Exploring AP Scores vs. SAT Scores¶
First step is to calculate the percentage of students in each school that took an AP exam by dividing the AP Test Takers column by the total_enrollment column.
combined['ap_per'] = combined['AP Test Takers '] / combined['total_enrollment']
combined['ap_per']
Next step is to investigate the relationship between AP Scores and SAT Scores by making a scatter plot.
combined.plot.scatter(x= 'ap_per', y='sat_score')
According to the scatter plot the correlation between sat_score and ap_per doesn't seem to be so strong because schools with the higher percentage of AP test takers do not perform better on SAT.
class_size_cols = ['AVERAGE CLASS SIZE', 'NUMBER OF STUDENTS / SEATS FILLED' ]
combined.corr()['sat_score'][class_size_cols].plot.barh()
The bar plot shows that both average class size and the number of seats filled correlate positively with SAT scores, but to understand these relationships deeper we would plot each of the columns on a scatter plot.
combined.plot.scatter(x= 'NUMBER OF STUDENTS / SEATS FILLED', y='sat_score')
combined.plot.scatter(x= 'AVERAGE CLASS SIZE', y='sat_score')
Both scatter plots do not indicate very strong relationship between class size and SAT scores, so we will reseach how small and large classes perform academically and compare.
# Researching schools with small classes and high SAT scores
small_class = combined[combined['AVERAGE CLASS SIZE'] < 20 ]
small_class = combined[combined['sat_score'] > 1700]
small_class['SCHOOL NAME']
# Researching schools with large classes and high SAT scores
large_class = combined[combined['AVERAGE CLASS SIZE'] > 35 ]
large_class = combined[combined['sat_score'] > 1700]

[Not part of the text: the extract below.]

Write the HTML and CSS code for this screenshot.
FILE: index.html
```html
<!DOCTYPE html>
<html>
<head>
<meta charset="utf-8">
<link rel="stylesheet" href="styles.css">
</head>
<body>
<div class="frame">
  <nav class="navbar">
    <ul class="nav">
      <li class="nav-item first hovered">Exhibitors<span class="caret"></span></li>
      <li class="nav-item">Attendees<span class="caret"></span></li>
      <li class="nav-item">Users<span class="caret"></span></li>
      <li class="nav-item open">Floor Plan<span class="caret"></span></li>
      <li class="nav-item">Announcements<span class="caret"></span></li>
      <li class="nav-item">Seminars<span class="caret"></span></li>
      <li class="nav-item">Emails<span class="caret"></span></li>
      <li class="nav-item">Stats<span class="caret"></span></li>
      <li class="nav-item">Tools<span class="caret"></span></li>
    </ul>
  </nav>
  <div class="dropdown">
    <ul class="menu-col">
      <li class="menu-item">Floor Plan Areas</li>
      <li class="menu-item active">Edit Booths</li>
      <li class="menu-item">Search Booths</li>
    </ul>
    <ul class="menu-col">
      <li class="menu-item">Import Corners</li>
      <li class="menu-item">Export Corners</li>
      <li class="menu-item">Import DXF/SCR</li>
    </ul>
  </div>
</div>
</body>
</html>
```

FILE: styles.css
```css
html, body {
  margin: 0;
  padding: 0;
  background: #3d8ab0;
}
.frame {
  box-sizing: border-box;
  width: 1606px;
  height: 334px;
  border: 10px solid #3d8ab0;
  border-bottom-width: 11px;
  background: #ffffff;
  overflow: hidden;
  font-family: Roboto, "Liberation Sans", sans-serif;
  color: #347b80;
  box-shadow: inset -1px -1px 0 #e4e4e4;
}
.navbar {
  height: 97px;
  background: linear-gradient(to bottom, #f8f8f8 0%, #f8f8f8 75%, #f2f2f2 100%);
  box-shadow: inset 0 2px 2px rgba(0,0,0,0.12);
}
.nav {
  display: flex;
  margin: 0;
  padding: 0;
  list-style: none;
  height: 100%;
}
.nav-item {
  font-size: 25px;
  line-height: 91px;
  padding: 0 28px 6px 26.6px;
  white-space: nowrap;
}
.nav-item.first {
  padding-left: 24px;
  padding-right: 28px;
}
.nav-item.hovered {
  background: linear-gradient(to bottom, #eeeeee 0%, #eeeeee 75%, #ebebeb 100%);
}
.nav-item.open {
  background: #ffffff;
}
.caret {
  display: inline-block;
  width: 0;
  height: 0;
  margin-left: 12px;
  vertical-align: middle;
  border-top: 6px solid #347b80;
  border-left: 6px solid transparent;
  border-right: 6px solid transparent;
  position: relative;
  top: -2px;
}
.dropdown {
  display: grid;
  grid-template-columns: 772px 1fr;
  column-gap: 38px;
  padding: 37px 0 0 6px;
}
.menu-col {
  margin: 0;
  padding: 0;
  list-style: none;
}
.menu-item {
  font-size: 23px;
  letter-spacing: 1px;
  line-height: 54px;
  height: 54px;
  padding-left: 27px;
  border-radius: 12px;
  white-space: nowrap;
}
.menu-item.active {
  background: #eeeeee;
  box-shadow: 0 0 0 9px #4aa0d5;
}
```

large_class['SCHOOL NAME']
Notice that the aforementioned schools are the exact same schools that have high percentage of females and high SAT scores. We've taken a look at schools with both small and large classes that get high SAT scores, and the results are identical. That means the class size doesn't really affect the performance on SAT.